The 20th century saw perhaps the most significant revival of medieval romance in the work of J.R.R. Tolkien, whose Lord of the Rings draws heavily on the structure and ethos of the old romances. Tolkien was himself a scholar of medieval literature, and his fictional world is saturated with the values and imagery of the genre: the quest, the fellowship, the wise king, the enchanted forest, the magical object, and the final battle between good and evil. The countless fantasy novels, films, and games that follow in Tolkien’s wake are all, in some sense, descendants of the medieval romance tradition. The genre’s focus on the moral development of the individual hero, the testing of virtue in a landscape of symbolic wonders, and the tension between duty and desire have proven to be a remarkably durable template for storytelling.

Conclusion

Medieval romance literature offers an extraordinary window into the medieval worldview, revealing a culture grappling with profound questions about identity, morality, and the meaning of existence. These stories were not escapist fantasies but serious explorations of the deepest tensions in medieval life: the conflict between love and duty, the demands of the body and the aspirations of the soul, the responsibilities of power and the temptations of pride. The knights, ladies, and enchanters who populate these tales are the ancestors of our modern literary heroes, and the quests they undertake continue to shape the way we tell stories today.

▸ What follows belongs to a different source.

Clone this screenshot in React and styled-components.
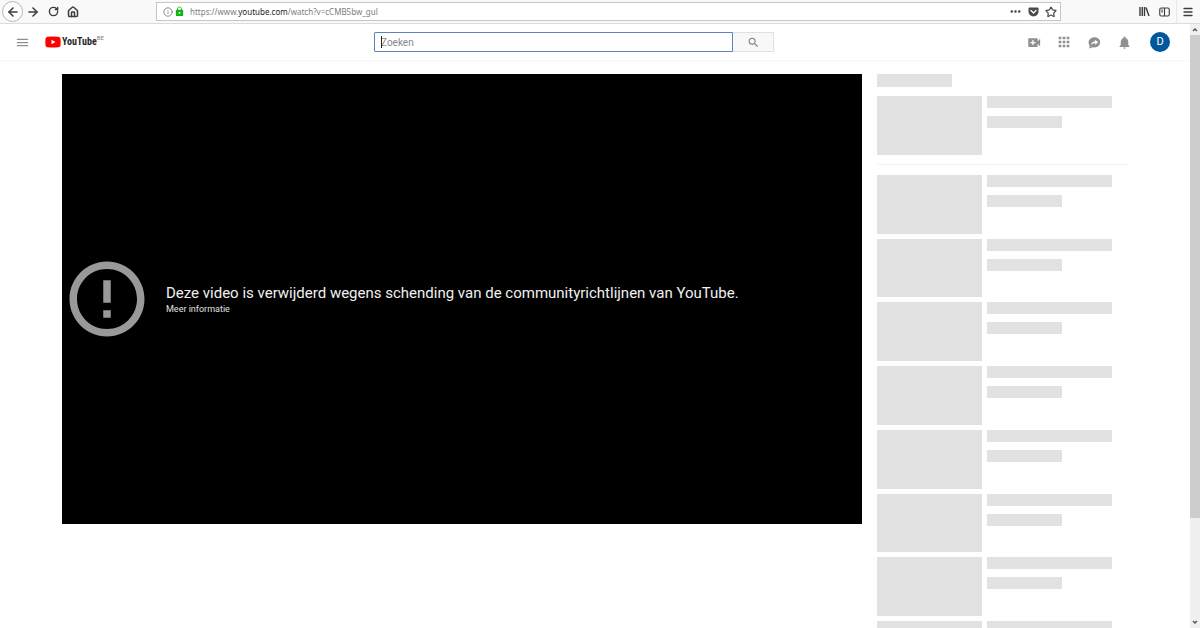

Reading medieval romance today is an act of historical imagination that connects us with a world that is at once distant and intimately familiar. The anxieties about loyalty, faith, and love that animated the courts of the 12th century have not disappeared. The idealized knights of Arthur’s Round Table may seem alien in their armor and their values, but the core of their journey is a human one: the struggle to be good in a fallen world.